Like Larson, there are others who believe that a broader and bolder approach towards preservation best suits St. John’s. “Santa Fe is a progressive city,” said Pete Warzel, executive director at the Historic Santa Fe Foundation, a nonprofit co-founded by Meem himself devoted to preservation and education initiatives. “The solar project at St. John’s is a progressive step that has been taken, from what I can tell, without compromising any of the things—including architectural integrity—that make St. John’s so significant. In fact, with the reputation of learning that St. John’s has, it makes perfect sense that it also leads the way in measures that help the environment.”

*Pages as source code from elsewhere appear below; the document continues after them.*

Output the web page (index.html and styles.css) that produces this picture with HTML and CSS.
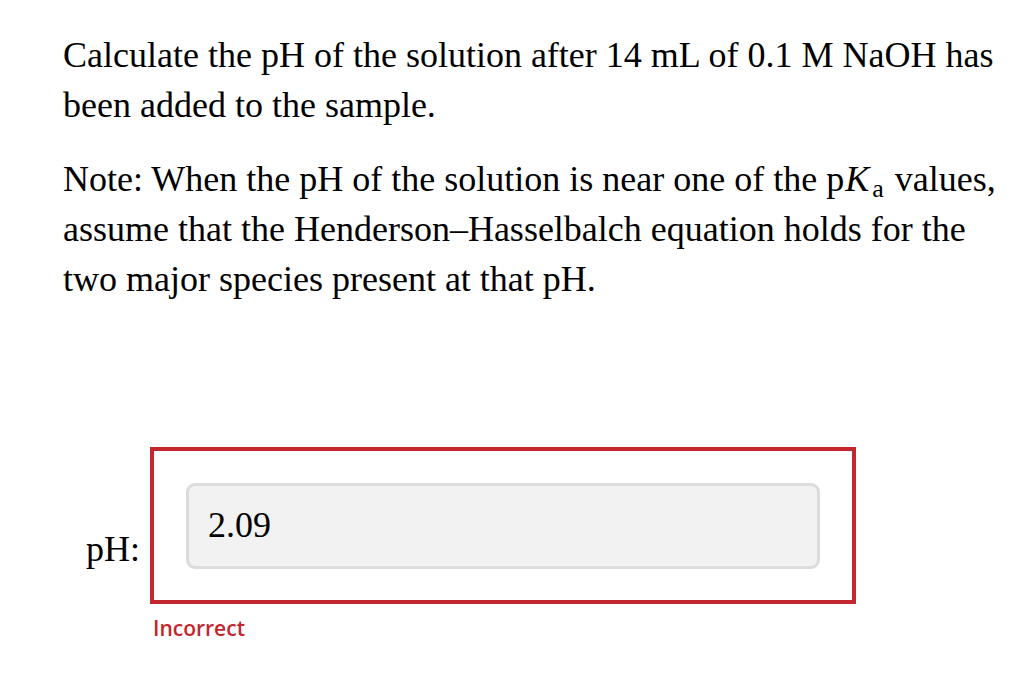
FILE: index.html
```html
<!DOCTYPE html>
<html>
<head>
<meta charset="utf-8">
<link rel="stylesheet" href="styles.css">
</head>
<body>
<div class="page">
  <p class="para">Calculate the pH of the solution after 14 mL of 0.1 M NaOH has been added to the sample.</p>
  <p class="para">Note: When the pH of the solution is near one of the p<i class="k">K</i><sub class="sub">a</sub> values, assume that the Henderson–Hasselbalch equation holds for the two major species present at that pH.</p>
  <div class="answer">
    <div class="label">pH:</div>
    <div class="field">
      <div class="box">
        <div class="input">2.09</div>
      </div>
      <div class="feedback">Incorrect</div>
    </div>
  </div>
</div>
</body>
</html>
```
FILE: styles.css
```css
html, body {
  margin: 0;
  padding: 0;
  background: #ffffff;
}
.page {
  padding: 30px 0 0 63px;
  width: 950px;
  font-family: "Liberation Serif", "Times New Roman", serif;
  color: #000000;
}
.para {
  margin: 0 0 24px 0;
  font-size: 36px;
  line-height: 50px;
}
.k {
  font-style: italic;
  margin-left: 1px;
}
.sub {
  font-size: 0.72em;
  vertical-align: -0.25em;
  line-height: 0;
  margin-left: 3px;
  margin-right: 2px;
}
.answer {
  display: flex;
  align-items: flex-start;
  margin-top: 143px;
}
.label {
  width: 87px;
  padding: 82px 0 0 23px;
  box-sizing: border-box;
  font-size: 36px;
  line-height: 40px;
}
.field {
  display: flex;
  flex-direction: column;
}
.box {
  width: 706px;
  height: 157px;
  box-sizing: border-box;
  border: 4px solid #c1272d;
  padding: 32px;
}
.input {
  height: 86px;
  box-sizing: border-box;
  background: #f2f2f2;
  border: 3px solid #dcdcdc;
  border-radius: 9px;
  padding: 19px 0 0 19px;
  font-size: 36px;
  line-height: 40px;
}
.feedback {
  margin: 11px 0 0 3px;
  font-family: "Open Sans", "Liberation Sans", sans-serif;
  font-weight: 600;
  font-size: 21px;
  line-height: 26px;
  color: #c1272d;
}
```
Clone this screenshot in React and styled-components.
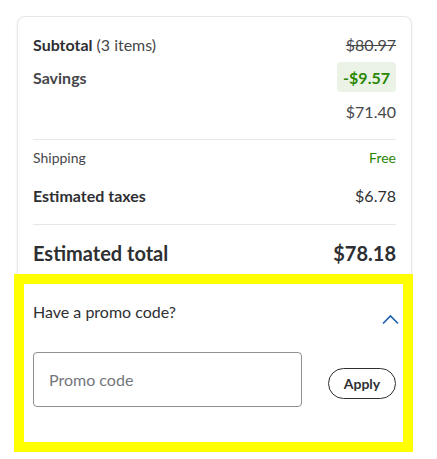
import React from "react";
import styled, { createGlobalStyle } from "styled-components";

const GlobalStyle = createGlobalStyle`
  body {
    margin: 0;
    background: #fff;
    font-family: Lato, "Noto Sans", sans-serif;
    color: #2e2f32;
  }
`;

const Page = styled.div`
  padding: 16px 0 0 17px;
`;

const Card = styled.div`
  width: 395px;
  box-sizing: border-box;
  border: 1px solid #e6e7e8;
  border-bottom: none;
  border-radius: 8px 8px 0 0;
  box-shadow: 0 1px 3px rgba(0, 0, 0, 0.08);
  padding: 15px 15px 0;
  display: flex;
  flex-direction: column;
`;

const Row = styled.div`
  display: flex;
  justify-content: space-between;
  align-items: center;
  height: ${(p) => p.h || 24}px;
  margin-top: ${(p) => p.mt || 0}px;
  font-size: ${(p) => p.size || 16}px;
`;

const Label = styled.span`
  font-weight: ${(p) => (p.bold ? 700 : 400)};
  color: ${(p) => (p.muted ? "#46474a" : "#2e2f32")};
`;

const Light = styled.span`
  font-weight: 400;
  color: #46474a;
`;

const Value = styled.span`
  font-weight: ${(p) => (p.bold ? 700 : 400)};
  color: ${(p) => p.color || "#2e2f32"};
  text-decoration: ${(p) => (p.struck ? "line-through" : "none")};
`;

const Badge = styled.span`
  background: #eaf3e6;
  color: #2a8703;
  font-weight: 700;
  border-radius: 4px;
  padding: 0 6px;
  height: 30px;
  display: flex;
  align-items: center;
`;

const Divider = styled.hr`
  border: none;
  border-top: 1px solid #e6e7e8;
  margin: ${(p) => p.m || "16px 0 0"};
`;

const Promo = styled.section`
  margin: 7px -17px 0 -19px;
  border: 10px solid #ffff00;
  padding: 16px 7px 35px 9px;
  background: #fff;
`;

const PromoHead = styled.div`
  display: flex;
  justify-content: space-between;
  align-items: flex-start;
  font-size: 16px;
  line-height: 24px;
`;

const Chevron = styled.svg`
  margin: 14px -3px 0 0;
`;

const PromoRow = styled.div`
  display: flex;
  justify-content: space-between;
  align-items: flex-start;
  margin-top: 27px;
`;

const Input = styled.input`
  width: 269px;
  height: 55px;
  box-sizing: border-box;
  border: 1px solid #909196;
  border-radius: 4px;
  padding: 0 15px;
  font-family: inherit;
  font-size: 16px;
  color: #2e2f32;
  &::placeholder {
    color: #74767c;
  }
`;

const ApplyButton = styled.button`
  margin-top: 16px;
  width: 68px;
  height: 31px;
  border: 1px solid #2e2f32;
  border-radius: 999px;
  background: #fff;
  font-family: inherit;
  font-weight: 700;
  font-size: 14px;
  color: #2e2f32;
`;

export default function App() {
  return (
    <Page>
      <GlobalStyle />
      <Card>
        <Row>
          <Label bold>
            Subtotal <Light>(3 items)</Light>
          </Label>
          <Value color="#46474a" struck>$80.97</Value>
        </Row>
        <Row h={30} mt={6}>
          <Label bold muted>Savings</Label>
          <Badge>-$9.57</Badge>
        </Row>
        <Row mt={7}>
          <span />
          <Value color="#46474a">$71.40</Value>
        </Row>
        <Divider />
        <Row size={14} h={20} mt={7}>
          <Label muted>Shipping</Label>
          <Value color="#2a8703">Free</Value>
        </Row>
        <Row mt={16}>
          <Label bold>Estimated taxes</Label>
          <Value>$6.78</Value>
        </Row>
        <Divider m="17px 0 0" />
        <Row size={20} h={28} mt={14}>
          <Label bold>Estimated total</Label>
          <Value bold>$78.18</Value>
        </Row>
        <Promo>
          <PromoHead>
            <span>Have a promo code?</span>
            <Chevron width="17" height="11" viewBox="0 0 17 11">
              <polyline points="1,9.5 8.5,2 16,9.5" fill="none" stroke="#1d5fb0" strokeWidth="1.6" />
            </Chevron>
          </PromoHead>
          <PromoRow>
            <Input placeholder="Promo code" />
            <ApplyButton>Apply</ApplyButton>
          </PromoRow>
        </Promo>
      </Card>
    </Page>
  );
}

It’s hard to deny the relationship between Santa Fe’s ever-constant quest for historic preservation and St. John’s College. The very land on which the school stands once belonged to Meem, who gifted it to St. John’s in the 1960s. No doubt, he thought that St. John’s presence would be beneficial for the city he loved. But perhaps he also concurred with St. John’s emphasis on preserving the past and its mission to educate students by learning from earlier generations and making them feel present.

A St. John’s education is timely because of the pressing questions raised by the Great Books and timeless because in studying the past, the curriculum does not stay frozen there. One cannot help but think this is what Meem advocated for in terms of architecture and cultural preservation. A broad view of preservation, in terms of learning from prior eras and moving forward by thoughtfully integrating said lessons, is implied in the college’s mission—and, perhaps, in Meem’s vision for Santa Fe.

The sun is rising on the St. John’s solar panels as well as on a more encompassing view of preservation itself. Aside from the obvious benefits of the college’s new solar initiative, it also proposes new possibilities for the city surrounding it.